Anyway, he and Sarai set out with Lot, taking all their possessions and their household staff. We’re not told a lot about what happens but what we’re told is important. We’re told he arrived in Canaan and travelled through the land as far as Shechem, at the site of the great tree of Moreh. Now apparently this great tree was a local religious site. I guess that’s because its size indicated the pleasure of the gods. Anyway God chooses to speak to Abram at this point and promise that his descendants will be given this land. But Abram doesn’t stay there. As I just mentioned, the Canaanites were in the land and presumably weren’t very keen on some nomad taking up permanent residence in their territory. So Abram moves on. From Shechem in the north he moves on to the region of Bethel in the centre of the country. Here he builds an altar, as he had at Shechem, and calls on the name of the Lord. Remember that in those days it would have been normal when you went to a new country, to worship the gods of that land. Gods were thought to be regional. So when in Rome you did as the Romans did. But Abram breaks that tradition. As a sign that God’s plan is starting to work he devotes himself to the worship of God alone. He calls on the name of the LORD. He declares this to be the LORD’s land and declares himself to be a worshipper of the LORD alone.
From there he continues his journeying, travelling toward the Negeb, that is, the southernmost region of Canaan. So he’s travelled through the whole land, from north to south. He’s made a symbolic journey of occupancy, symbolically taking possession of the whole land, even though he never physically does it. In fact for his whole life he’s a man on a journey, never actually reaching his destination. He’s a sojourner, a nomad. He trusts the promise but his life falls short of grasping the fulfilment. He’s in the land but he doesn’t yet possess it.
But does that mean that he’s mistaken about God’s call? We’ll see in a couple of weeks time that the land is important, but at this stage what really matters is his trust in God. Will he listen to God’s promise or will he let the external realities override that trust? The fact that he sets out knowing how impossible it is for Sarai to bear a son is a sure sign of his faith and trust in God. That’s why Abraham becomes the definitive example of faith in God.
He’s our model for modern Christian living. Things have changed in many ways, but not in this. We still face great obstacles in our service of God. Life is still difficult in so many ways. The world around us is just as opposed to God as it ever was.
But just as Abram journeyed in faith towards a goal without reaching it, so we travel towards a new creation that God has promised us. And notice that the promise to Abram is also a promise to us. God promised Abram that through his descendants all the peoples on earth would be blessed and we share in that promise through Jesus Christ. At the end of our journey we’ll find Christ and we’ll be incorporated fully into God’s kingdom and the new covenant that Jesus has brought about through his death and resurrection. This is why we need to hold loosely to this world and to the things of this world.
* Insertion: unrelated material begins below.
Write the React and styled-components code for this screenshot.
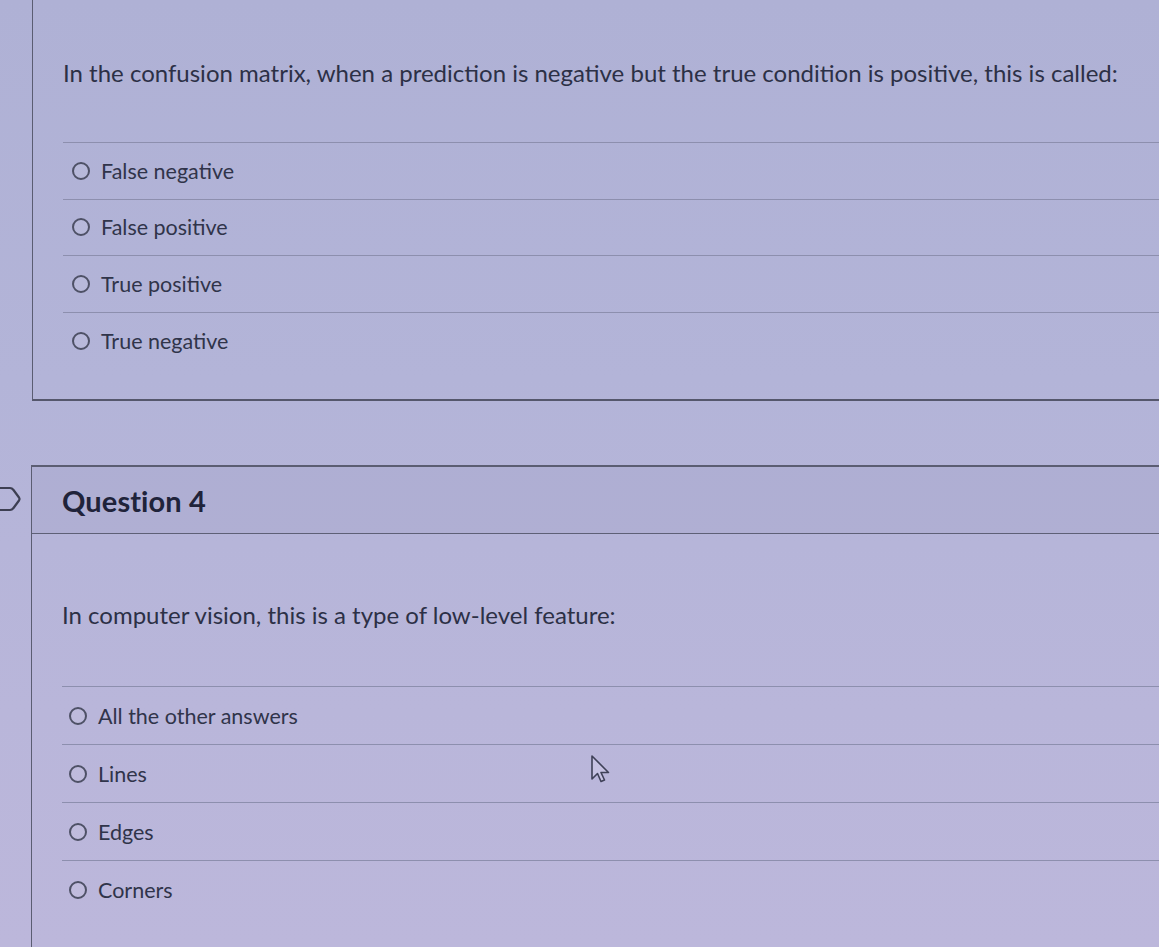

Just as Abram was called to say good-bye to the comfort and security of familiar surrounds in order to follow God, in order to receive the promise by faith, so we’re called to hold loosely to those things that give us comfort and seeming security. Let’s remember that at the start of this story, Abram and Sarai’s security and comfort was inseparable from their barrenness as a couple. It was only when they left to follow God, and even then only some 25 years later, that that barrenness was removed and the promise of descendants became a possibility.
For us, Christian discipleship is often understood as following "The Way": that is, the way of Jesus, the way of the cross, the way to Jerusalem. It carries with it the idea of living in a way that’s in contrast to every fixed and settled form of life. It’s following the promise rather than the safe and seemingly secure. But it’s a life that’s lived in the certainty of Jesus’ completed work on the cross, in the certainty of God’s love for us and his power to carry out what he says he’ll do. It’s lived in the certainty that he’s with us in the person of his Holy Spirit. As Paul says to Timothy: "Yet I am not ashamed, because I know whom I have believed, and am convinced that he is able to guard what I have entrusted to him for that day."
What does the story of Abram teach us about how to live in God’s world? It teaches us to follow Abram’s example of living by faith. It teaches us to hold loosely to the things of this world, the things that appear to give comfort and security. It teaches us to act on what God promises even when our external circumstances appear to indicate that it’s not working. It teaches us to keep believing, to keep acting even when the promise hasn’t been fulfilled. And it teaches us to have our focus fixed, not on where we are now, not on the journey, but on the destination. That is, on Christ who is the pioneer and perfecter of our faith. And to act always in the light of that future reality that we’re awaiting.